Это было наиболее радикальной версией, но не было уникальным случаем авангардной практики движения к границам (и, в некоторых случаях, столь же рискованного балансирования на них). На вопрос, что видели и могли обсуждать зрители в антракте спектаклей Третьякова, следует ответить, что уже в случае супрематизма Малевича и зауми Крученых у этих гипотетических адресатов оставалось не так много, «что» обсуждать. То, с чем сталкивался читатель «Помады» или зритель «Черного квадрата», было не поучительной историей и не искусным подражанием природе, но методологической провокацией. Не было это, однако, и чистой экспозицией мастерства, превышающего важность «содержания» (или вообще существующего безотносительно него). Любую из практик авангарда (в отличие от модернизма) можно уличить в бесстыдной неквалифицированности или даже сознательном отказе скрывать недостаток ремесленных навыков – версификации или живописи. Поэтому и нельзя сказать, было ли здесь что-то, что могли «обсуждать» читатели и зрители, – кроме степени своей спровоцированности или заинтересованности в переходе на сторону этой провокации. На кону было давно не «что» и даже не «как» искусства, но «зачем»[1220], то есть его прагматическое измерение, для исследования которого по традиции еще использовали книги или холсты, но вскоре дело с легкостью переходило к новой медиаматериальности – фотомонтажа у Родченко, радио у Маяковского или газеты у Третьякова, а еще позже – к полному распредмечиванью искусства и его переходу в активистское измерение и жизнестроительную практику.
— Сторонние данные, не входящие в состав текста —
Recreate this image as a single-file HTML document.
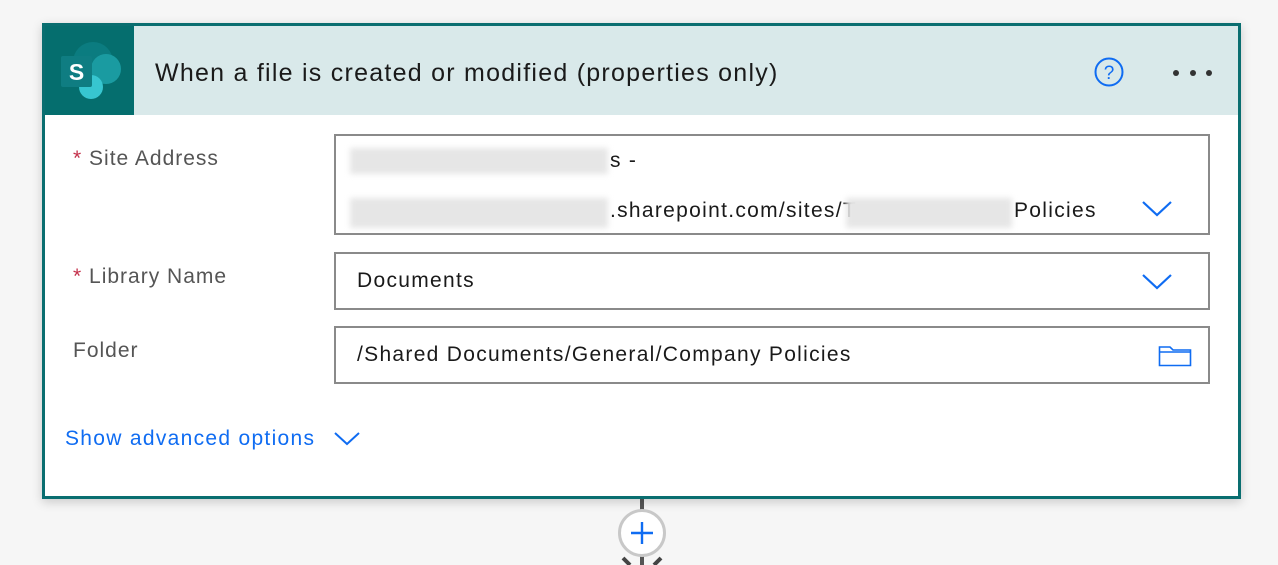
<!DOCTYPE html>
<html><head><meta charset="utf-8"><style>
body{margin:0;width:1278px;height:565px;background:#f6f6f6;font-family:"Liberation Sans","Segoe UI",sans-serif;position:relative;overflow:hidden}
.card{position:absolute;left:42px;top:23px;width:1193px;height:470px;border:3px solid #0a6e70;background:#fff;box-shadow:0 3px 10px rgba(0,0,0,.18)}
.hdr{position:absolute;left:0;top:0;width:1193px;height:89px;background:#d9e9ea}
.ico{position:absolute;left:0;top:0;width:89px;height:89px;background:#056e6e}
.title{position:absolute;left:110px;top:33px;font-size:25px;color:#1a1a1a;letter-spacing:1.25px}
.lbl{position:absolute;font-size:21px;color:#555;letter-spacing:1px}
.lbl b{color:#c4314b;font-weight:normal}
.box{position:absolute;left:289px;width:872px;border:2px solid #8a8a8a;background:#fff}
.txt{position:absolute;font-size:21px;color:#1a1a1a;letter-spacing:1.3px}
.blur{position:absolute;background:#e6e6e6;filter:blur(3px)}
</style></head><body>
<div style="position:absolute;left:640px;top:493px;width:4px;height:72px;background:#555"></div>
<div class="card">
<div class="hdr">
<div class="ico"><svg width="89" height="89">
<circle cx="48" cy="36" r="20" fill="#0b7c80"/>
<circle cx="61" cy="43" r="15" fill="#1a9ba1"/>
<circle cx="46" cy="61" r="12" fill="#37c6d0"/>
<rect x="16" y="30" width="31" height="31" rx="2" fill="#0f7d82"/>
<text x="31.5" y="54" text-anchor="middle" font-size="23" font-weight="bold" fill="#fff" font-family="Liberation Sans">S</text>
</svg></div>
<div class="title">When a file is created or modified (properties only)</div>
<svg style="position:absolute;left:1049px;top:31px" width="30" height="30"><circle cx="15" cy="15" r="13.5" fill="none" stroke="#0f6cf2" stroke-width="2"/><text x="15" y="22" text-anchor="middle" font-size="19" fill="#0f6cf2" font-family="Liberation Sans">?</text></svg>
<div style="position:absolute;left:1128px;top:44px;width:6px;height:6px;border-radius:50%;background:#333;box-shadow:17px 0 #333,33px 0 #333"></div>
</div>
<div class="lbl" style="left:28px;top:121px"><b>*</b> Site Address</div>
<div class="lbl" style="left:28px;top:239px"><b>*</b> Library Name</div>
<div class="lbl" style="left:28px;top:313px">Folder</div>
<div class="box" style="top:108px;height:97px">
<div class="blur" style="left:14px;top:12px;width:258px;height:26px"></div>
<div class="txt" style="left:274px;top:13px">s -</div>
<div class="blur" style="left:14px;top:62px;width:258px;height:30px"></div>
<div class="txt" style="left:274px;top:63px">.sharepoint.com/sites/T</div>
<div class="blur" style="left:510px;top:62px;width:166px;height:30px"></div>
<div class="txt" style="left:678px;top:63px">Policies</div>
<svg style="position:absolute;left:805px;top:64px" width="32" height="18"><path d="M2 2 L16 15 L30 2" fill="none" stroke="#0f6cf2" stroke-width="2.2"/></svg>
</div>
<div class="box" style="top:226px;height:54px">
<div class="txt" style="left:21px;top:15px">Documents</div>
<svg style="position:absolute;left:805px;top:19px" width="32" height="18"><path d="M2 2 L16 15 L30 2" fill="none" stroke="#0f6cf2" stroke-width="2.2"/></svg>
</div>
<div class="box" style="top:300px;height:54px">
<div class="txt" style="left:21px;top:15px">/Shared Documents/General/Company Policies</div>
<svg style="position:absolute;left:822px;top:15px" width="34" height="24"><path d="M1.5 4 H12 L15 7 H32.5 V22.5 H1.5 Z M1.5 9 H32.5" fill="none" stroke="#0f6cf2" stroke-width="1.6"/></svg>
</div>
<div style="position:absolute;left:20px;top:401px;font-size:21px;color:#0f6cf2;letter-spacing:1.3px">Show advanced options</div>
<svg style="position:absolute;left:288px;top:405px" width="28" height="16"><path d="M2 2 L14 13 L26 2" fill="none" stroke="#0f6cf2" stroke-width="2"/></svg>
</div>
<div style="position:absolute;left:618px;top:509px;width:42px;height:42px;border:3px solid #c8c8c8;border-radius:50%;background:#fff"></div>
<svg style="position:absolute;left:627px;top:518px" width="30" height="30"><path d="M15 4 V26 M4 15 H26" stroke="#0f6cf2" stroke-width="2.4"/></svg>
<svg style="position:absolute;left:620px;top:556px" width="44" height="9"><path d="M3 2 L10 9 M41 2 L34 9" stroke="#444" stroke-width="4"/></svg>
</body></html>
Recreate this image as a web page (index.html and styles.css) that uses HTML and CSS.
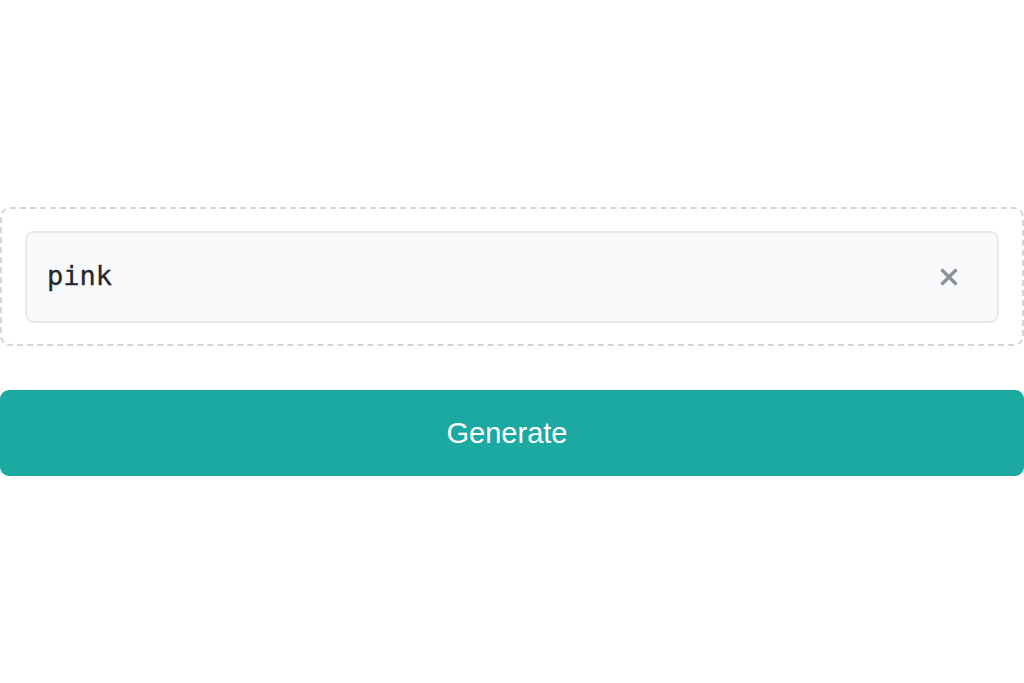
FILE: index.html
```html
<!DOCTYPE html>
<html>
<head>
<meta charset="utf-8">
<link rel="stylesheet" href="styles.css">
</head>
<body>
<main class="page">
  <div class="dropzone">
    <div class="field">
      <span class="value">pink</span>
      <button class="clear" aria-label="Clear">
        <svg width="20" height="20" viewBox="0 0 20 20"><path d="M2.5 2.5 L17.5 17.5 M17.5 2.5 L2.5 17.5" stroke="#8d9099" stroke-width="3.2" stroke-linecap="butt" fill="none"/></svg>
      </button>
    </div>
  </div>
  <button class="generate">Generate</button>
</main>
</body>
</html>
```
FILE: styles.css
```css
html, body {
  margin: 0;
  padding: 0;
  background: #ffffff;
}
.page {
  padding-top: 207px;
  display: flex;
  flex-direction: column;
  gap: 44px;
}
.dropzone {
  box-sizing: border-box;
  width: 1024px;
  height: 139px;
  border: 2px dashed #d2d5dd;
  border-radius: 10px;
  padding: 22px 23px;
}
.field {
  box-sizing: border-box;
  height: 92px;
  background: #f7f9fb;
  border: 2px solid #e6e8ec;
  border-radius: 9px;
  display: flex;
  align-items: center;
  justify-content: space-between;
  padding: 0 38px 0 20px;
}
.value {
  font-family: "DejaVu Sans Mono", monospace;
  font-size: 27px;
  color: #26272c;
  margin-top: -3px;
  -webkit-text-stroke: 0.3px #26272c;
}
.clear {
  background: none;
  border: 0;
  padding: 0;
  width: 20px;
  height: 20px;
  display: flex;
}
.generate {
  width: 1024px;
  height: 86px;
  border: 0;
  border-radius: 9px;
  background: #1ba9a2;
  color: #ffffff;
  font-family: "Liberation Sans", Arial, sans-serif;
  font-size: 29px;
  padding: 0 10px 0 0;
}
```
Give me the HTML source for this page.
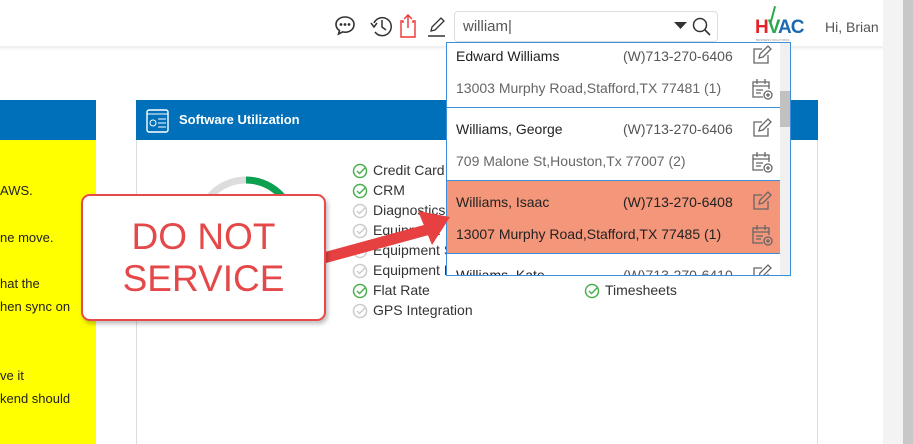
<!DOCTYPE html>
<html><head><meta charset="utf-8"><style>
*{margin:0;padding:0;box-sizing:border-box}
body{width:913px;height:444px;overflow:hidden;background:#fff;font-family:"Liberation Sans",sans-serif;position:relative}
.abs{position:absolute}
.hdr{left:0;top:0;width:883px;height:48px;background:#fff;border-bottom:2px solid #f0f0f0;box-shadow:0 1px 3px rgba(0,0,0,.05)}
.sb1{left:883px;top:0;width:20px;height:444px;background:#f3f3f3}
.sb2{left:903px;top:0;width:10px;height:444px;background:#c8c8c8}
.blue{background:#0070ba}
.yt{font-size:13px;color:#222}
.lst{font-size:14px;color:#333;line-height:20px}
.dd{left:446px;top:42px;width:345px;height:234px;border:1px solid #3a8fd8;background:#fff;overflow:hidden}
.it{position:absolute;left:0;width:333px;height:73px;border-bottom:1.5px solid #3a8fd8}
.nm{position:absolute;left:9px;top:13px;font-size:14px;color:#222}
.ph{position:absolute;left:176px;top:13px;font-size:14px;color:#555}
.ad{position:absolute;left:9px;top:45px;font-size:14px;color:#666}
</style></head><body>
<div class="abs hdr"></div>
<div class="abs sb1"></div><div class="abs sb2"></div>
<svg class="abs" style="left:334px;top:14px" width="115" height="26" viewBox="0 0 115 26">
<path d="M11 3C5.5 3 2 6.5 2 10.5c0 2.5 1.3 4.6 3.5 6L4.5 20l4.2-2.1c.8.2 1.5.3 2.3.3 5.5 0 9-3.5 9-7.7S16.5 3 11 3z" fill="none" stroke="#333" stroke-width="1.6"/>
<circle cx="7" cy="10.5" r="1.4" fill="#333"/><circle cx="11" cy="10.5" r="1.4" fill="#333"/><circle cx="15" cy="10.5" r="1.4" fill="#333"/>
<path d="M40 9a9 9 0 1 1 1 9" fill="none" stroke="#333" stroke-width="1.5"/><path d="M37 9l3 4 3-4" fill="none" stroke="#333" stroke-width="1.5"/><path d="M48 6v7l4 3" fill="none" stroke="#333" stroke-width="1.5"/>
<path d="M69 9v-2h-2v16h14v-16h-2v2" fill="none" stroke="#e33" stroke-width="1.4"/><path d="M74 1v13M70 5l4-4 4 4" fill="none" stroke="#e33" stroke-width="1.4"/>
<path d="M97 17l1-4 9-9 3 3-9 9z" fill="none" stroke="#333" stroke-width="1.3"/><path d="M94 22h17" stroke="#333" stroke-width="1.4"/>
</svg>
<div class="abs" style="left:454px;top:11px;width:264px;height:31px;border:1px solid #ddd;border-radius:4px;font-size:15px;color:#555;padding:6px 0 0 8px">william|</div>
<svg class="abs" style="left:672px;top:16px" width="44" height="22"><path d="M2 6h13l-6.5 7z" fill="#333"/><circle cx="28" cy="9" r="6.5" fill="none" stroke="#333" stroke-width="1.5"/><path d="M33 14l5 5" stroke="#333" stroke-width="1.6"/></svg>
<div class="abs" style="left:755px;top:18px;font-size:19px;font-weight:bold;letter-spacing:-1px;line-height:20px"><span style="color:#e3232a">H</span><span style="color:#2aa94a">V</span><span style="color:#1d6ab3">AC</span></div>
<div class="abs" style="left:772px;top:6px;width:2px;height:16px;background:#2aa94a;transform:rotate(15deg)"></div>
<div class="abs" style="left:756px;top:38px;font-size:3px;color:#888">BUSINESS SOLUTIONS</div>
<div class="abs" style="left:825px;top:19px;font-size:14px;color:#555">Hi, Brian</div>
<div class="abs blue" style="left:0;top:100px;width:96px;height:40px"></div>
<div class="abs" style="left:0;top:140px;width:96px;height:304px;background:#ffff00"></div>
<div class="abs yt" style="left:0;top:183px">AWS.</div>
<div class="abs yt" style="left:0;top:230px">ne move.</div>
<div class="abs yt" style="left:0;top:276px">hat the</div>
<div class="abs yt" style="left:0;top:299px">hen sync on</div>
<div class="abs yt" style="left:0;top:368px">ve it</div>
<div class="abs yt" style="left:0;top:391px">kend should</div>
<div class="abs blue" style="left:136px;top:100px;width:682px;height:40px"></div>
<div class="abs" style="left:136px;top:140px;width:682px;height:304px;border-left:1px solid #ddd;border-right:1px solid #ddd"></div>
<svg class="abs" style="left:146px;top:109px" width="24" height="24"><rect x="1" y="1" width="21" height="22" rx="2" fill="none" stroke="#fff" stroke-width="1.4"/><path d="M1 5h21" stroke="#fff"/><circle cx="7" cy="14" r="3" fill="none" stroke="#fff"/><path d="M12 10h8M12 14h8M12 18h8" stroke="#fff"/></svg>
<div class="abs" style="left:179px;top:112px;font-size:13px;font-weight:bold;color:#fff">Software Utilization</div>
<svg class="abs" style="left:190px;top:172px" width="112" height="112"><circle cx="56" cy="56" r="48" fill="none" stroke="#ddd" stroke-width="7"/><path d="M56 8a48 48 0 0 1 42 25" fill="none" stroke="#0aa050" stroke-width="7"/></svg>
<div class="abs lst" style="left:373px;top:160px">Credit Card<br>CRM<br>Diagnostics<br>Equipment<br>Equipment S<br>Equipment F<br>Flat Rate<br>GPS Integration</div>
<svg class="abs" style="left:352px;top:162px" width="18" height="160">
<g fill="none" stroke-width="1.5">
<g stroke="#4caf50"><circle cx="8" cy="9" r="6.5"/><path d="M5 9l2.5 2.5 6-6"/></g>
<g stroke="#4caf50" transform="translate(0,20)"><circle cx="8" cy="9" r="6.5"/><path d="M5 9l2.5 2.5 6-6"/></g>
<g stroke="#ccc" transform="translate(0,40)"><circle cx="8" cy="9" r="6.5"/><path d="M5 9l2.5 2.5 6-6"/></g>
<g stroke="#ccc" transform="translate(0,60)"><circle cx="8" cy="9" r="6.5"/><path d="M5 9l2.5 2.5 6-6"/></g>
<g stroke="#ccc" transform="translate(0,80)"><circle cx="8" cy="9" r="6.5"/><path d="M5 9l2.5 2.5 6-6"/></g>
<g stroke="#ccc" transform="translate(0,100)"><circle cx="8" cy="9" r="6.5"/><path d="M5 9l2.5 2.5 6-6"/></g>
<g stroke="#4caf50" transform="translate(0,120)"><circle cx="8" cy="9" r="6.5"/><path d="M5 9l2.5 2.5 6-6"/></g>
<g stroke="#ccc" transform="translate(0,140)"><circle cx="8" cy="9" r="6.5"/><path d="M5 9l2.5 2.5 6-6"/></g>
</g></svg>
<svg class="abs" style="left:584px;top:282px" width="18" height="18"><g fill="none" stroke="#4caf50" stroke-width="1.5"><circle cx="8" cy="9" r="6.5"/><path d="M5 9l2.5 2.5 6-6"/></g></svg>
<div class="abs lst" style="left:605px;top:280px">Timesheets</div>
<div class="abs dd">
<div class="it" style="top:-8px"><div class="nm">Edward Williams</div><div class="ph">(W)713-270-6406</div><div class="ad">13003 Murphy Road,Stafford,TX 77481 (1)</div></div>
<div class="it" style="top:65px"><div class="nm">Williams, George</div><div class="ph">(W)713-270-6406</div><div class="ad">709 Malone St,Houston,Tx 77007 (2)</div></div>
<div class="it" style="top:138px;background:#f4967a"><div class="nm">Williams, Isaac</div><div class="ph" style="color:#222">(W)713-270-6408</div><div class="ad" style="color:#222">13007 Murphy Road,Stafford,TX 77485 (1)</div></div>
<div class="it" style="top:211px;border:none"><div class="nm">Williams, Kate</div><div class="ph">(W)713-270-6410</div></div>
<div style="position:absolute;left:333px;top:0;width:11px;height:234px;background:#f0f0f0"></div>
<div style="position:absolute;left:333px;top:48px;width:11px;height:36px;background:#c1c1c1"></div>
<svg style="position:absolute;left:304px;top:0" width="24" height="240">
<g fill="none" stroke="#666" stroke-width="1.3">
<g transform="translate(0,0)"><path d="M11 6H3v14h14v-8"/><path d="M8 15l1-4 8-8 3 3-8 8z"/></g>
<g transform="translate(0,73)"><path d="M11 6H3v14h14v-8"/><path d="M8 15l1-4 8-8 3 3-8 8z"/></g>
<g transform="translate(0,146)"><path d="M11 6H3v14h14v-8"/><path d="M8 15l1-4 8-8 3 3-8 8z"/></g>
<g transform="translate(0,219)"><path d="M11 6H3v14h14v-8"/><path d="M8 15l1-4 8-8 3 3-8 8z"/></g>
<g transform="translate(0,33)"><path d="M12 21H2V6h16v7M2 10h16M6 3v5M14 3v5M5 14h7M5 17h5"/><circle cx="17" cy="19" r="4"/><path d="M17 17v4M15 19h4"/></g>
<g transform="translate(0,106)"><path d="M12 21H2V6h16v7M2 10h16M6 3v5M14 3v5M5 14h7M5 17h5"/><circle cx="17" cy="19" r="4"/><path d="M17 17v4M15 19h4"/></g>
<g transform="translate(0,179)"><path d="M12 21H2V6h16v7M2 10h16M6 3v5M14 3v5M5 14h7M5 17h5"/><circle cx="17" cy="19" r="4"/><path d="M17 17v4M15 19h4"/></g>
</g></svg>
</div>
<svg class="abs" style="left:318px;top:205px" width="140" height="70"><path d="M2 54L112 24" stroke="#e74040" stroke-width="11"/><path d="M100 6L132 12L114 40z" fill="#e74040"/></svg>
<div class="abs" style="left:81px;top:194px;width:245px;height:127px;border:2px solid #e74a4a;border-radius:9px;background:#fff;box-shadow:2px 3px 4px rgba(0,0,0,.25);text-align:center;color:#e54848;font-size:37px;line-height:42px;padding-top:20px">DO NOT<br>SERVICE</div>
</body></html>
Поэтому когда мы столь же бесстыдно отказываемся от анализа конкретных «эстетических объектов» и сознательно допускаем (и даже призываем) упреки в неквалифицированности нашей квалификационной работы по истории литературы, в которой оказывается так мало анализа «собственно литературных» текстов, мы стремимся не столько соревноваться в градусе радикализма с героями исследования, сколько следовать тому теоретическому вектору, который двигал и их собственной практикой – разворачивалась ли она за письменным столом, в художественной мастерской, радиостудии или колхозной типографии.